As described above, a valve can be provided with two flow modulators (e.g., an uphole flow modulator and a downhole flow modulator). Therefore, a single valve can be provided with a first flow modulator providing a first flowrate, and a second flow modulator providing a second flowrate. In one embodiment, the first flowrate can be greater than the second flowrate, for example, the first flow modulator can be a T30, while the second flow modulator can be a T9. It should be noted that a single valve can have two of the same flow modulators at both the uphole and downhole positions. This configuration can be useful for long-term redundancy, in case of plugging or erosion of one of the flow modulators, for example. It is appreciated that providing each valve with predetermined flow regulators (e.g., T4, T9, T13, T30, etc.) effectively provides a predetermined range of fluid flowrates that a given wellbore interval can operate at. For example, if a low injection rate is desired, each valve can be operated in the closed configuration except for the valve having the T4 flow modulator. Therefore, the entire wellbore interval will have an injection rate of approximately 4 cubic meters of fluid per day.

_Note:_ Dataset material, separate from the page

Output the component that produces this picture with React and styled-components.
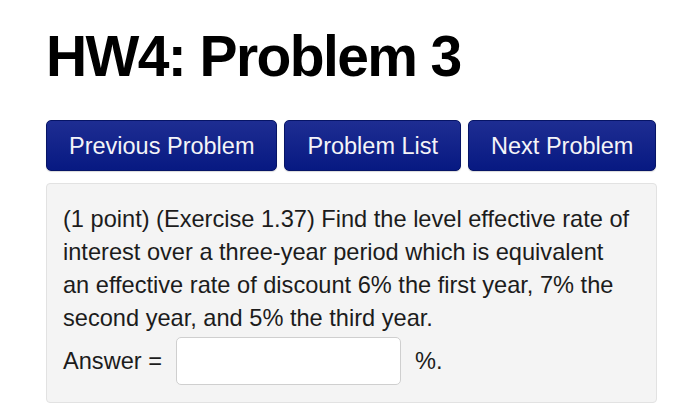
import React from "react";
import styled, { createGlobalStyle } from "styled-components";

const GlobalStyle = createGlobalStyle`
  html, body {
    margin: 0;
    padding: 0;
    background: #ffffff;
  }
  body {
    font-family: "Liberation Sans", Arial, Helvetica, sans-serif;
    color: #1c1c1c;
  }
`;

const App = () => {
  return (
    <Page>
      <GlobalStyle />
      <Title>HW4: Problem 3</Title>
      <NavRow>
        <NavButton>Previous Problem</NavButton>
        <NavButton>Problem List</NavButton>
        <NavButton>Next Problem</NavButton>
      </NavRow>
      <Panel>
        <Statement>
          (1 point) (Exercise 1.37) Find the level effective rate of
          <br />
          interest over a three-year period which is equivalent
          <br />
          an effective rate of discount 6% the first year, 7% the
          <br />
          second year, and 5% the third year.
        </Statement>
        <AnswerRow>
          <span>Answer =</span>
          <AnswerInput type="text" />
          <span>%.</span>
        </AnswerRow>
      </Panel>
    </Page>
  );
};

export default App;

const Page = styled.div`
  width: 611px;
  padding: 21px 0 0 46px;
`;

const Title = styled.h1`
  margin: 0;
  font-size: 57px;
  line-height: 70px;
  font-weight: bold;
  letter-spacing: -1.6px;
  color: #000;
`;

const NavRow = styled.div`
  display: flex;
  gap: 7px;
  margin-top: 29px;
`;

const NavButton = styled.button`
  height: 51px;
  padding: 0 22px;
  border: 1px solid #061466;
  border-radius: 5px;
  background: linear-gradient(#1e2d92, #071982);
  color: #f4f4f8;
  font-family: "Liberation Sans", Arial, Helvetica, sans-serif;
  font-size: 23.5px;
  padding-top: 2px;
  box-shadow: 0 1px 1px rgba(0, 0, 0, 0.15);
  cursor: pointer;
`;

const Panel = styled.div`
  margin-top: 12px;
  padding: 19px 16px 17px;
  background: #f4f4f4;
  border: 1px solid #e2e2e2;
  border-radius: 4px;
`;

const Statement = styled.p`
  margin: 0;
  font-size: 23.6px;
  line-height: 33px;
  color: #1c1c1c;
`;

const AnswerRow = styled.div`
  display: flex;
  align-items: center;
  gap: 14px;
  margin-top: 2px;
  font-size: 23.6px;
  color: #1c1c1c;
`;

const AnswerInput = styled.input`
  width: 225px;
  height: 48px;
  box-sizing: border-box;
  background: #fff;
  border: 1px solid #cfcfcf;
  border-radius: 5px;
  outline: none;
  font-size: 20px;
`;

By selecting certain combinations of valves and flow modulators (e.g., elongated passages) for a valve assembly in a given interval, the valve assembly can provide certain operational features. For example, valves can be selected so that at least two different configurations provide generally the same openness or flowrate capability. In this example, one could select a first valve to have T4 and T9 passages at uphole and down hole positions, and a second valve to have T4 and T13 passage at uphole and downhole positions, such that the overall valve assembly can be positioned with the first valve at T9 and the second valve at T4 for an overall flowrate of 13 cubic meters per day, or positioned with the first valve in the closed position and the second valve in the T13 position to provide the same flowrate but in a different configuration. It is noted that this is only one example and should be seen as illustrative for providing redundancy. Redundancy can also be provided by providing a valve with the same restriction at both uphole and downhole positions. Redundancy may also be more relevant for high choke passages since the risk of plugging may be greater, and thus one may select a first valve that has T4-T4 or T9-T9 positions, while the second valve may have only fully open and closed positions. Another example is where the first and second valves both have a high choke passage (e.g., T4) of the same type for redundancy, while having different second positions (e.g., fully open and closed, low choke and closed, low choke and fully open, etc.) such that redundancy is enabled only for the higher choked positions.

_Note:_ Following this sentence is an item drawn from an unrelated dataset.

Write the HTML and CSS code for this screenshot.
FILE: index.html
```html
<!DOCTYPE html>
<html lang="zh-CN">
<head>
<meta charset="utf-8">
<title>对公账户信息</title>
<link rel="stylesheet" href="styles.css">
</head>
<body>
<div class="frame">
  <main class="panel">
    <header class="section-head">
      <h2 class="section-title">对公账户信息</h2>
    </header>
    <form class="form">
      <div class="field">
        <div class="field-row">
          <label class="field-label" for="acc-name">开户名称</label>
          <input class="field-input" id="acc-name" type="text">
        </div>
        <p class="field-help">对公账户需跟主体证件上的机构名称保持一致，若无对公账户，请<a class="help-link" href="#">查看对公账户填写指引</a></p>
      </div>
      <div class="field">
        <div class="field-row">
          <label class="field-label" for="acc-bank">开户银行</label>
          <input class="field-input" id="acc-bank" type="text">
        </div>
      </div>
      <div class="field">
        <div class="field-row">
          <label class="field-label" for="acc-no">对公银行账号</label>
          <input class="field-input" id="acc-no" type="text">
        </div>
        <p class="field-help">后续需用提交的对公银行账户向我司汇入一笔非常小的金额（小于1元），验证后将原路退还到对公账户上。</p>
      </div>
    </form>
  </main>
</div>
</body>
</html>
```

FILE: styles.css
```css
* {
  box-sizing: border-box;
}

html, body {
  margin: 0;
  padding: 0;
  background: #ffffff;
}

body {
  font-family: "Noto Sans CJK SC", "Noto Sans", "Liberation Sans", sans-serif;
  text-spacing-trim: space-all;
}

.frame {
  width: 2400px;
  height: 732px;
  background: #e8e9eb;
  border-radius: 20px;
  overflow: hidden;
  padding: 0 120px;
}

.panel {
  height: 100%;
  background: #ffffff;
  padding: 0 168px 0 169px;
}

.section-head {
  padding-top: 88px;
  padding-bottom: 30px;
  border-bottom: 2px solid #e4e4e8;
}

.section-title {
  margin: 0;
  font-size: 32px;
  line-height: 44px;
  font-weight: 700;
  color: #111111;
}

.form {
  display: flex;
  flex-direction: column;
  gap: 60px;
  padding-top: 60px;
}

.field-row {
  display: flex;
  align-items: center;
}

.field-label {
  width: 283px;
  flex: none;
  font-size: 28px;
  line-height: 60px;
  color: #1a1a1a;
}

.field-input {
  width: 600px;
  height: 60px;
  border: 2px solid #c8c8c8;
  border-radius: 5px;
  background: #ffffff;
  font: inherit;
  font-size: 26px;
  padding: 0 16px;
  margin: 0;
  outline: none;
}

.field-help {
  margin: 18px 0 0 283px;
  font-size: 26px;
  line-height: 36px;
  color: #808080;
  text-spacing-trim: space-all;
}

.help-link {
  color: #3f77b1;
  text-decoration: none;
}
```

The valves can also be selected to provide higher precision adjustments within certain flow rate ranges compared to others, e.g., by enabling slight changes to the flowrate at lower flow rate ranges (e.g., 0-9 cubic meters per day), while providing less flexibility at higher flow rate ranges. For instance, a first valve could be provided with T4 and T9 passages while a second valve could be provided with a T9 passage and a fully open aperture for high throughput. In this scenario, one could adjust the two-valve assembly to provide various total choked flow rates (4, 9, 13 and 18 cubic meters per day) for more adjustability at the low range.

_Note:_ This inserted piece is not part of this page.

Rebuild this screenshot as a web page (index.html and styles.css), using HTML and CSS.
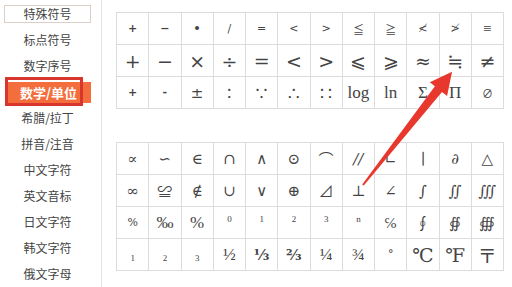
FILE: index.html
```html
<!doctype html>
<html lang="zh">
  <head>
    <meta charset="UTF-8" />
    <title>数学/单位 符号</title>
    <link rel="stylesheet" href="styles.css">
  </head>
  <body>
    <div class="page">
      <ul class="side">
        <li class="side-item"><span class="side-label boxed">特殊符号</span></li>
        <li class="side-item"><span class="side-label">标点符号</span></li>
        <li class="side-item"><span class="side-label">数字序号</span></li>
        <li class="side-item active"><span class="side-label">数学/单位</span></li>
        <li class="side-item"><span class="side-label">希腊/拉丁</span></li>
        <li class="side-item"><span class="side-label">拼音/注音</span></li>
        <li class="side-item"><span class="side-label">中文字符</span></li>
        <li class="side-item"><span class="side-label">英文音标</span></li>
        <li class="side-item"><span class="side-label">日文字符</span></li>
        <li class="side-item"><span class="side-label">韩文字符</span></li>
        <li class="side-item"><span class="side-label">俄文字母</span></li>
      </ul>

      <div class="main">
        <div class="sym-grid">
          <span class="sym sm b">+</span><span class="sym sm b">−</span><span class="sym sm b">•</span><span class="sym sm">/</span><span class="sym sm">=</span><span class="sym sm">&lt;</span><span class="sym sm">&gt;</span><span class="sym sm">≦</span><span class="sym sm">≧</span><span class="sym sm">≮</span><span class="sym sm">≯</span><span class="sym sm">≡</span>
          <span class="sym lg">+</span><span class="sym lg">−</span><span class="sym lg">×</span><span class="sym lg">÷</span><span class="sym lg">=</span><span class="sym lg">&lt;</span><span class="sym lg">&gt;</span><span class="sym lg">⩽</span><span class="sym lg">⩾</span><span class="sym lg">≈</span><span class="sym lg">≒</span><span class="sym lg">≠</span>
          <span class="sym sm b">+</span><span class="sym sm b">-</span><span class="sym md">±</span><span class="sym md">∶</span><span class="sym md">∵</span><span class="sym md">∴</span><span class="sym md">∷</span><span class="sym tm">log</span><span class="sym tm">ln</span><span class="sym tm">Σ</span><span class="sym tm">Π</span><span class="sym sm">∅</span>
        </div>

        <div class="sym-grid second">
          <span class="sym md">∝</span><span class="sym md">∽</span><span class="sym md">∈</span><span class="sym md">∩</span><span class="sym md">∧</span><span class="sym md">⊙</span><span class="sym md">⌒</span><span class="sym md it">//</span><span class="sym md">∟</span><span class="sym md">∣</span><span class="sym md">∂</span><span class="sym md">△</span>
          <span class="sym md">∞</span><span class="sym md">≌</span><span class="sym md">∉</span><span class="sym md">∪</span><span class="sym md">∨</span><span class="sym md">⊕</span><span class="sym md">⊿</span><span class="sym md">⊥</span><span class="sym md">∠</span><span class="sym md">∫</span><span class="sym md">∬</span><span class="sym md">∭</span>
          <span class="sym sm">%</span><span class="sym tm">‰</span><span class="sym tm">%</span><span class="sym sup">0</span><span class="sym sup">1</span><span class="sym sup">2</span><span class="sym sup">3</span><span class="sym sup">n</span><span class="sym md">℅</span><span class="sym md">∮</span><span class="sym md">∯</span><span class="sym md">∰</span>
          <span class="sym sub">1</span><span class="sym sub">2</span><span class="sym sub">3</span><span class="sym tm">½</span><span class="sym md b">⅓</span><span class="sym md b">⅔</span><span class="sym tm">¼</span><span class="sym tm">¾</span><span class="sym sm">°</span><span class="sym lg">℃</span><span class="sym lg">℉</span><span class="sym lg">〒</span>
        </div>
      </div>

      <svg class="pointer" width="512" height="287" viewBox="0 0 512 287">
        <g transform="translate(363 185) rotate(-51.8)">
          <polygon points="0,-1 122,-4.5 122,-11 144,0 122,11 122,4.5 0,1" fill="#e8382d" />
        </g>
      </svg>
    </div>
  </body>
</html>
```

FILE: styles.css
```css
body {
  margin: 0;
  background: #fff;
  color: #333;
  font-family: "Noto Sans CJK SC", "Noto Sans", sans-serif;
}

.page {
  position: relative;
  display: flex;
  width: 512px;
  height: 287px;
  overflow: hidden;
}

/* left category list */
.side {
  list-style: none;
  margin: 0;
  padding: 1px 0 0;
  width: 101px;
  border-right: 1px solid #e3e3e3;
  flex-shrink: 0;
}

.side-item {
  position: relative;
  height: 26px;
  display: flex;
  align-items: center;
  font-size: 12px;
  color: #444;
}

.side-label {
  width: 87px;
  margin-left: 4px;
  text-align: center;
  line-height: 18px;
}

.side-label.boxed {
  box-sizing: border-box;
  height: 18px;
  line-height: 16px;
  border: 1px solid #dccfc7;
}

.side-item.active .side-label {
  width: 85px;
  margin-left: 6px;
  height: 21px;
  line-height: 21px;
  background: #f46d3c;
  color: #fff;
  font-weight: 700;
  font-size: 13px;
}

/* red annotation frame */
.side-item.active::after {
  content: "";
  position: absolute;
  left: 5px;
  top: -2px;
  width: 78px;
  height: 29px;
  box-sizing: border-box;
  border: 3px solid #d8362d;
}

/* symbol tables */
.main {
  padding: 12px 0 0 14px;
}

.sym-grid {
  display: grid;
  grid-template-columns: repeat(12, 1fr);
  width: 388px;
  box-sizing: border-box;
  border-top: 1px solid #dcdcdc;
  border-left: 1px solid #dcdcdc;
}

.sym-grid.second {
  margin-top: 33px;
}

.sym {
  height: 32px;
  box-sizing: border-box;
  border-right: 1px solid #dcdcdc;
  border-bottom: 1px solid #dcdcdc;
  display: flex;
  align-items: center;
  justify-content: center;
  font-family: "DejaVu Serif", "Liberation Serif", "Noto Sans CJK SC", serif;
  color: #444;
}

.sym.sm { font-size: 11px; }
.sym.md { font-size: 15px; }
.sym.lg { font-size: 19px; }
.sym.b { font-weight: 700; }
.sym.it { font-style: italic; }

.sym.tm {
  font-family: "Liberation Serif", "DejaVu Serif", serif;
  font-size: 17px;
}

.sym.sup,
.sym.sub {
  font-family: "Liberation Serif", serif;
  font-size: 9px;
}

.sym.sup { padding-bottom: 8px; }
.sym.sub { padding-top: 6px; }

.pointer {
  position: absolute;
  left: 0;
  top: 0;
  pointer-events: none;
}
```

It should be noted that the valve assembly can be designed so that two, three, four or more valves are present in each interval; the valves can be identical or different from each other or some can be identical and others different in each interval; and the fluid passages can be chosen to provide one, two, three or more levels of choking depending on the configuration of the valve assembly. In addition, while the embodiment used to generate the graphs provides a certain distribution of flowrates (4, 9, 13, 16, 23, and 30 cubic meters per day at 7 MPa for water), it should be noted that the fluid passages can be designed to enable various other choking and flowrate properties depending on the application, valve construction, fluid properties, and/or process in which the valves are used.

In some embodiments, for example, one or more of the flow communication stations 110A-E includes the mechanically-actuatable flow control apparatus 400 and also includes the electrically-actuatable flow control apparatus. Suitable embodiments of the electrically-actuatable flow control apparatus include embodiments described in International Patent Application No. PCT/CA2019/050107. Like the flow control apparatus 400, the electrically-actuatable flow control apparatus is configured for conducting fluids between the surface 102 and the subterranean formation 101. In this respect, the electrically-actuatable flow control apparatus is configured for opening an apparatus flow communicator, in response to receiving of an electrical signal by the flow control apparatus, with effect that flow communication is effected between the surface 102 and the subterranean formation 101 In some embodiments, for example, while the apparatus flow communicator is effecting flow communication between the surface 102 and the subterranean formation, the apparatus flow communicator is characterized by an apparatus flow communicator-defined resistance to material flow.

In those embodiments where the flow communication station includes the mechanically-actuatable flow control apparatus 400 and also includes the electrically-actuatable flow control apparatus, in some of these embodiments, for example, a process for effecting material flow between the surface 102 and the subterranean formation 101 is provided, and the process includes:

In this respect, the flow control apparatus 400 is provided for effecting flow communication between the surface 102 and the subterranean formation in the event that the electrically-actuatable flow control apparatus is ineffective for effecting the desired flow communication. In some embodiments, for example, the electrically-actuatable flow control apparatus may have become ineffective due to loss of electrical communication with an electrical voltage and current source disposed at the surface, and the determining of the ineffectiveness is in response to sensing of the loss of electrical communication.

In some embodiments, for example, the apparatus flow communicator-defined resistance is greater than both of the second flow modulator-defining resistance to material flow and the third flow modulator-defining resistance to material flow, so that local solid debris, which may be interfering with the flow communication via the apparatus flow communicator, owing to the flow resistance characteristics of the apparatus flow communicator, are less likely to present the same degree of interference to the flow communication via the second flow modulator or the third flow modulator of the flow control apparatus 400.

It should be appreciated from the above description that the valve assembly offers improvements and advantages due to its versatility to adapt to a given situation or need. The valves of the assembly can include three configurations, namely a run-in-hole position where the sleeve is retained within the housing of the valve assembly, a downhole position and an uphole position. As described above, any one of these positions can define an open or closed configuration, respectively allowing or blocking fluid flow therethrough. The open configuration can include various sub-configurations, each establishing fluid communication between the well and the reservoir and providing respective flowrates. For example, the open configuration can be a choked configuration where fluid flow is restricted through the outlets of the sleeve, or a high throughput, or has “fill” configuration, where fluid flow is unimpeded and facilitated through the outlet of the sleeve. However, it is appreciated that any other configuration, or combination(s), are possible and may be useful with respect to the valve assembly. In addition, it should be noted that each stage of a well can be provided with any suitable number of valves, each having an open configuration defining respective fluid flowrates between the well and the reservoir. As such, each stage of the well can be operated to produce or inject fluids at a desired flowrate, selected within a predetermined range of possible flowrates.

In the above description, for purposes of explanation, numerous details are set forth in order to provide a thorough understanding of the present disclosure. However, it will be apparent to one skilled in the art that these specific details are not required in order to practice the present disclosure. Although certain dimensions and materials are described for implementing the disclosed example embodiments, other suitable dimensions and/or materials may be used within the scope of this disclosure. All such modifications and variations, including all suitable current and future changes in technology, are believed to be within the sphere and scope of the present disclosure. All references mentioned are hereby incorporated by reference in their entirety.